この急登を登りきると、常念小屋がある稜線に出ます。ここからは、穂高連峰や槍ヶ岳などの北アルプスの絶景が望めます。急登での苦労が報われる瞬間です。さらに、ここから山頂までは一時間程度かかります。
稜線には、積雪は10~20cm程度で、かつ岩が露出しているので、アイゼンは外しても良いでしょう。ただし、山頂までの道のりでところどころが、カッチカチに凍っているので、雪山の歩行に慣れていない方は、アイゼンを装着しましょう。
常念小屋から30~40分程度歩くと、ここを登ったら山頂かな?というピーク(いわゆる疑似ピーク)があります。ここを超えると山頂までは積雪があるので、必ずアイゼンを装着しましょう。
アイゼンを装着したら、常念岳の山頂直下の最後の登りに突入します。滑落するとまず助かる事はないだろうという山頂直下の最後の登りです。かなりの急登で、10本爪アイゼンの短い爪では、なかなかアイゼンが効かず、数回ひやりとしましたが、何とか山頂に到着。北アルプスが一望できる常念岳の山頂です。山頂で、穂高連峰・槍ヶ岳などの北アルプスの山々を眺め、常念小屋に向けて下山しました。
ちょうど、12時頃のお昼時だったので昼食を取り、下山。
常念小屋の人に、1時間半くらいで降りれるよと言われましたが、半信半疑
登りに4時間半かかったのに、、、
結果はなんと、1時間40分くらいで下れました!
夏山なら到底不可能な話ですが、ここは雪山です。
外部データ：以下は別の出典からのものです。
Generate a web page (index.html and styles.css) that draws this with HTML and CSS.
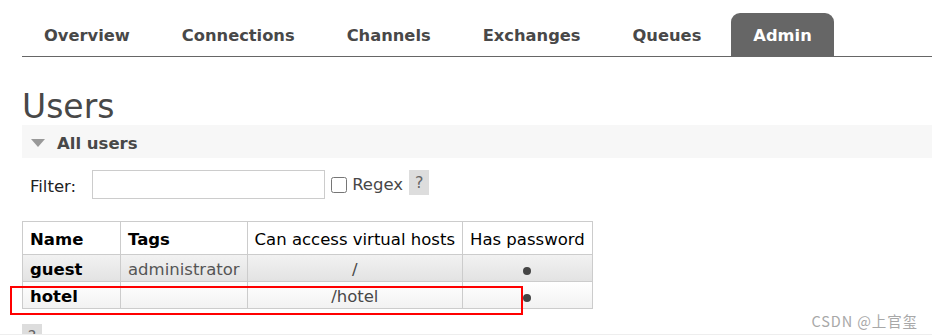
FILE: index.html
```html
<!DOCTYPE html>
<html lang="en">
<head>
    <meta charset="UTF-8">
    <title>RabbitMQ Management - Users</title>
    <link rel="stylesheet" href="styles.css">
</head>
<body>
    <div class="page">
        <ul class="tabs">
            <li><a href="#">Overview</a></li>
            <li><a href="#">Connections</a></li>
            <li><a href="#">Channels</a></li>
            <li><a href="#">Exchanges</a></li>
            <li><a href="#">Queues</a></li>
            <li class="selected"><a href="#">Admin</a></li>
        </ul>

        <h1 class="title">Users</h1>

        <div class="section-head">
            <span class="arrow"></span>
            <span>All users</span>
        </div>

        <div class="filter">
            <label for="filter">Filter:</label>
            <input id="filter" type="text" class="filter-input">
            <label class="regex"><input type="checkbox"> Regex</label>
            <span class="help">?</span>
        </div>

        <div class="table-wrap">
            <table class="users">
                <thead>
                    <tr>
                        <th class="strong">Name</th>
                        <th class="strong">Tags</th>
                        <th>Can access virtual hosts</th>
                        <th>Has password</th>
                    </tr>
                </thead>
                <tbody>
                    <tr class="alt1">
                        <td class="name">guest</td>
                        <td class="tags">administrator</td>
                        <td class="c">/</td>
                        <td class="c"><span class="dot"></span></td>
                    </tr>
                    <tr class="alt2">
                        <td class="name">hotel</td>
                        <td class="tags"></td>
                        <td class="c">/hotel</td>
                        <td class="c"><span class="dot"></span></td>
                    </tr>
                </tbody>
            </table>
            <div class="mark"></div>
        </div>
    </div>

    <div class="footer">
        <span class="help">?</span>
    </div>
    <div class="watermark">CSDN @上官玺</div>
</body>
</html>
```

FILE: styles.css
```css
body {
    margin: 0;
    background: #fff;
    color: #484848;
    font-family: 'DejaVu Sans', Verdana, sans-serif;
    overflow: hidden;
    height: 335px;
    position: relative;
}

.page {
    padding-left: 22px;
}

.tabs {
    list-style: none;
    margin: 13px 0 0;
    padding: 0;
    display: flex;
    gap: 8px;
    border-bottom: 1px solid #666;
}

.tabs a {
    display: block;
    height: 43px;
    line-height: 46px;
    padding: 0 22px;
    font-size: 16.3px;
    font-weight: bold;
    color: #484848;
    text-decoration: none;
    border-radius: 9px 9px 0 0;
}

.tabs .selected a {
    background: #666;
    color: #fff;
}

.title {
    margin: 32px 0 0;
    font-size: 33px;
    font-weight: normal;
    line-height: 36px;
    color: #484848;
}

.section-head {
    display: flex;
    align-items: center;
    gap: 12px;
    height: 30px;
    padding: 3px 0 0 9px;
    background: #f7f7f7;
    font-size: 16.5px;
    font-weight: bold;
}

.arrow {
    width: 0;
    height: 0;
    border-left: 7px solid transparent;
    border-right: 7px solid transparent;
    border-top: 8px solid #999;
}

.filter {
    display: flex;
    align-items: center;
    height: 29px;
    margin-top: 12px;
    padding-left: 8px;
    font-size: 16.5px;
    color: #222;
}

.filter label[for] {
    padding-top: 3px;
}

.filter-input {
    width: 231px;
    height: 27px;
    margin: 0 6px 0 16px;
    padding: 0;
    border: 1px solid #ccc;
}

.regex {
    display: flex;
    align-items: center;
    gap: 5px;
    color: #484848;
}

.regex input {
    margin: 0;
    width: 16px;
    height: 16px;
}

.help {
    display: inline-block;
    width: 20px;
    height: 25px;
    line-height: 25px;
    margin-left: 6px;
    text-align: center;
    background: #ddd;
    color: #666;
    font-size: 16px;
}

.filter .help {
    align-self: flex-start;
}

.table-wrap {
    position: relative;
    margin-top: 22px;
}

.users {
    border-collapse: collapse;
    border: 1px solid #ccc;
    font-size: 16.5px;
}

.users th,
.users td {
    border: 1px solid #ccc;
    padding: 3px 7px 0;
    white-space: nowrap;
}

.users th {
    height: 29px;
    font-weight: normal;
    color: #000;
    text-align: left;
    background: #fff;
}

.users th.strong {
    font-weight: bold;
}

.users th:nth-child(1) { width: 83px; }
.users th:nth-child(2) { width: 111px; }

.users td {
    height: 23px;
}

.users .name {
    font-weight: bold;
    color: #000;
}

.users .tags {
    color: #555;
}

.users .c {
    text-align: center;
    color: #484848;
}

.dot {
    display: inline-block;
    width: 8px;
    height: 8px;
    border-radius: 50%;
    background: #444;
    vertical-align: middle;
}

.alt1 {
    background: linear-gradient(#f2f2f2, #e2e2e2);
}

.alt2 {
    background: linear-gradient(#fff, #f1f1f1);
}

/* annotation box drawn over the table */
.mark {
    position: absolute;
    left: -12px;
    top: 65px;
    width: 509px;
    height: 25px;
    border: 2px solid #f00;
}

.footer {
    margin-top: 15px;
    height: 10px;
    padding-left: 22px;
    overflow: hidden;
    border-bottom: 2px solid #eee;
}

.footer .help {
    margin-left: 0;
}

.watermark {
    position: absolute;
    right: 14px;
    top: 310px;
    font-family: 'Noto Sans CJK SC', sans-serif;
    font-size: 14.5px;
    letter-spacing: 0.9px;
    color: #a8a8a8;
}
```
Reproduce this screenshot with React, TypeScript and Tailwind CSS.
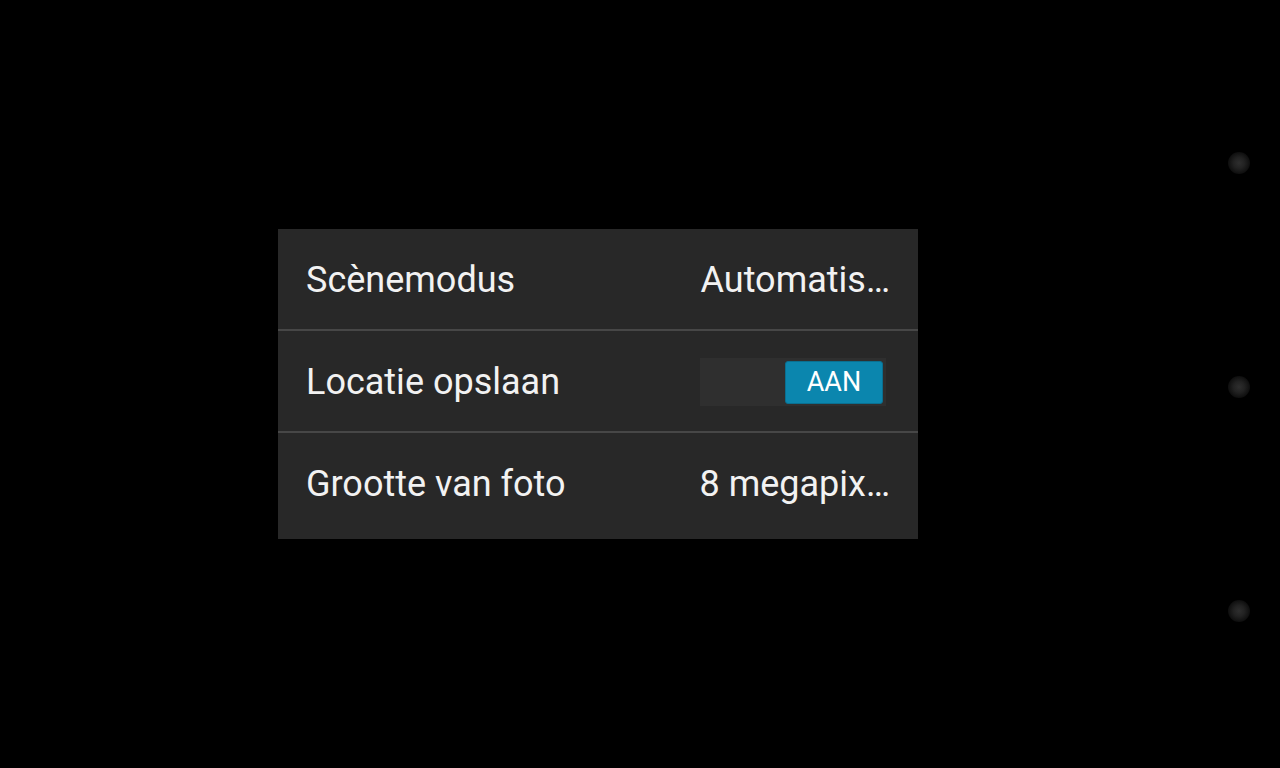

そして、雪は滑ります!
笠原沢から常念小屋までの急登を滑り降りました(笑)これが、笠原沢からの急登で滑落停止が出来る根拠です。実際かなりのスピードで滑り降りました。
15時頃に、一ノ沢登山口に到着。
ちなみに、帰りの沢の飛び石は、凍っていませんでした。
雪と北アルプスと雷鳥
なんと山頂直下の登りの手前で、雷鳥に遭遇!1mくらいの至近距離で雷鳥を見る事が出来ました。なかなお目にかかれない、雪と雷鳥のコラボです。残雪期という事もあり、真っ白という訳では、なかったですが、愛くるしい姿を見せてくれました。
北アルプスの登山では、雷鳥のような珍しい動植物と出会える事があります。是非、出会える事を祈りながら登ってみてください。
後日談
日焼け止めを忘れていたので、筆者をはじめとする一行は全員、重度の日焼け(笑)
冗談抜きで顔中が腫れあがり、露出していた部分の皮がすべて剥がれました。
雪山だからといって油断せずに、日焼け止め・サングラスなどの日焼け対策を忘れずに!
まとめ
北アルプスの常念岳、それも残雪期の雪山ですが、10本爪軽アイゼンで登る事が出来ました。距離・高低差・装備の多さから、かなりストイックな登山になる事間違いなしですが、軽アイゼンでの雪山歩行にかなりの自信がある方は、挑戦してみてはいかがでしょうか。
※あくまで自己責任でお願いします。
なお、12本爪以上のアイゼン・ピッケルなどの十分な装備を整えたうえで臨むことを推奨します。